§ Excerpted data
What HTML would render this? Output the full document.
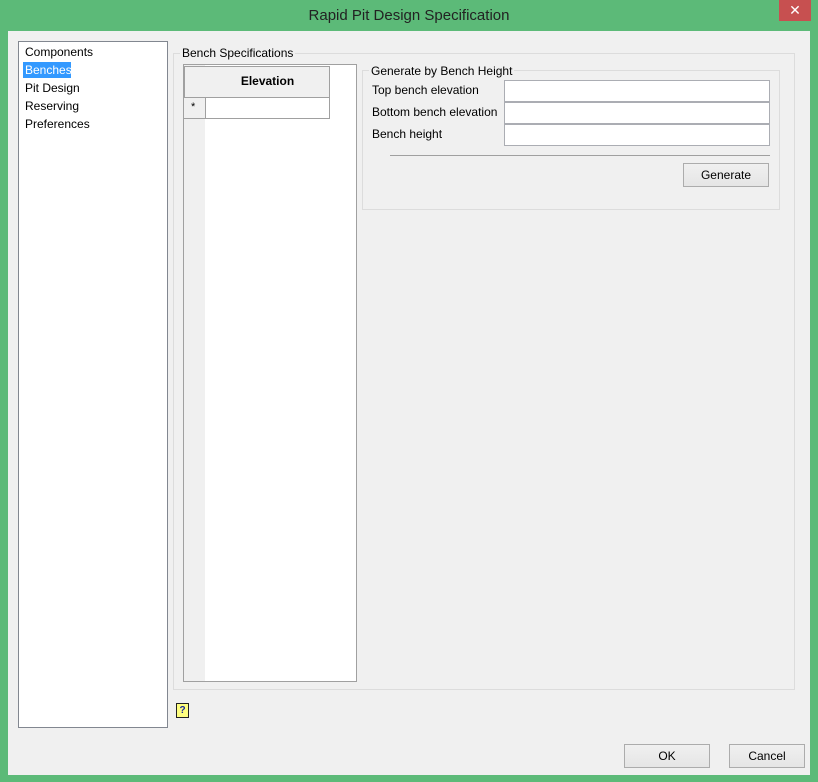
<!DOCTYPE html>
<html><head><style>
*{margin:0;padding:0;box-sizing:border-box}
body{width:818px;height:782px;background:#5cba78;font-family:"Liberation Sans",sans-serif;font-size:12px;color:#000;position:relative;overflow:hidden}
.a{position:absolute}
.t{font-size:15px;color:#222;left:0;width:818px;text-align:center;top:7px}
.btn{border:1px solid #acacac;background:linear-gradient(#f0f0f0,#e5e5e5);text-align:center;line-height:22px}
.inp{background:#fff;border:1px solid #abadb3}
</style></head><body>
<div class="a t">Rapid Pit Design Specification</div>
<div class="a" style="left:779px;top:0;width:32px;height:21px;background:#c75050;color:#fff;text-align:center;font-size:14px;line-height:21px">✕</div>
<div class="a" style="left:8px;top:31px;width:802px;height:744px;background:#f0f0f0"></div>
<div class="a" style="left:18px;top:41px;width:150px;height:687px;background:#fff;border:1px solid #828790"></div>
<div class="a" style="left:25px;top:45px">Components</div>
<div class="a" style="left:23px;top:62px;width:48px;height:16px;background:#3399ff"></div>
<div class="a" style="left:25px;top:63px;color:#fff">Benches</div>
<div class="a" style="left:25px;top:81px">Pit Design</div>
<div class="a" style="left:25px;top:99px">Reserving</div>
<div class="a" style="left:25px;top:117px">Preferences</div>
<div class="a" style="left:173px;top:53px;width:622px;height:637px;border:1px solid #dcdcdc"></div>
<div class="a" style="left:180px;top:46px;background:#f0f0f0;padding:0 2px">Bench Specifications</div>
<div class="a" style="left:183px;top:64px;width:174px;height:618px;background:#fff;border:1px solid #a0a0a0"></div>
<div class="a" style="left:184px;top:65px;width:21px;height:616px;background:#f0f0f0"></div>
<div class="a" style="left:184px;top:66px;width:146px;height:53px;border:1px solid #a0a0a0"></div>
<div class="a" style="left:205px;top:66px;width:1px;height:53px;background:#a0a0a0"></div>
<div class="a" style="left:184px;top:97px;width:146px;height:1px;background:#a0a0a0"></div>
<div class="a" style="left:205px;top:67px;width:124px;height:30px;background:#f0f0f0"></div>
<div class="a" style="left:205px;top:74px;width:125px;text-align:center;font-weight:bold">Elevation</div>
<div class="a" style="left:184px;top:98px;width:21px;height:20px;background:#f0f0f0"></div>
<div class="a" style="left:191px;top:101px;font-size:11px">*</div>
<div class="a" style="left:206px;top:98px;width:123px;height:20px;background:#fff"></div>
<div class="a" style="left:362px;top:70px;width:418px;height:140px;border:1px solid #dcdcdc"></div>
<div class="a" style="left:369px;top:64px;background:#f0f0f0;padding:0 2px">Generate by Bench Height</div>
<div class="a" style="left:372px;top:83px">Top bench elevation</div>
<div class="a" style="left:372px;top:105px">Bottom bench elevation</div>
<div class="a" style="left:372px;top:127px">Bench height</div>
<div class="a inp" style="left:504px;top:80px;width:266px;height:22px"></div>
<div class="a inp" style="left:504px;top:102px;width:266px;height:22px"></div>
<div class="a inp" style="left:504px;top:124px;width:266px;height:22px"></div>
<div class="a" style="left:390px;top:155px;width:380px;height:1px;background:#a0a0a0"></div>
<div class="a btn" style="left:683px;top:163px;width:86px;height:24px">Generate</div>
<div class="a" style="left:176px;top:703px;width:13px;height:15px;background:#ffff80;border:1px solid #222;font-size:10px;font-weight:bold;color:#1a2a9a;text-align:center;line-height:13px">?</div>
<div class="a btn" style="left:624px;top:744px;width:86px;height:24px">OK</div>
<div class="a btn" style="left:729px;top:744px;width:76px;height:24px">Cancel</div>
</body></html>
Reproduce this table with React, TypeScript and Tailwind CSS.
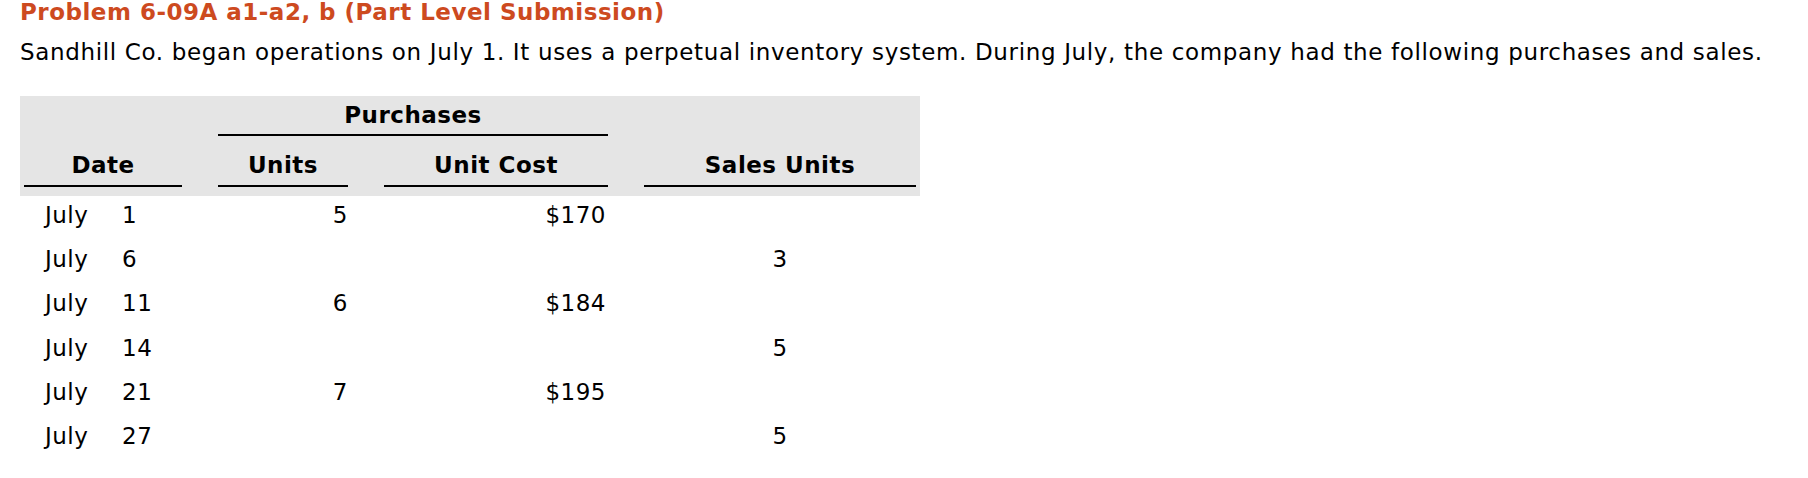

§ Directions
Check every line of the data, and copy the ones that contain "this".

§ Exercise output
What HTML would render this? Output the full document.
Reproduce this table with React, TypeScript and Tailwind CSS.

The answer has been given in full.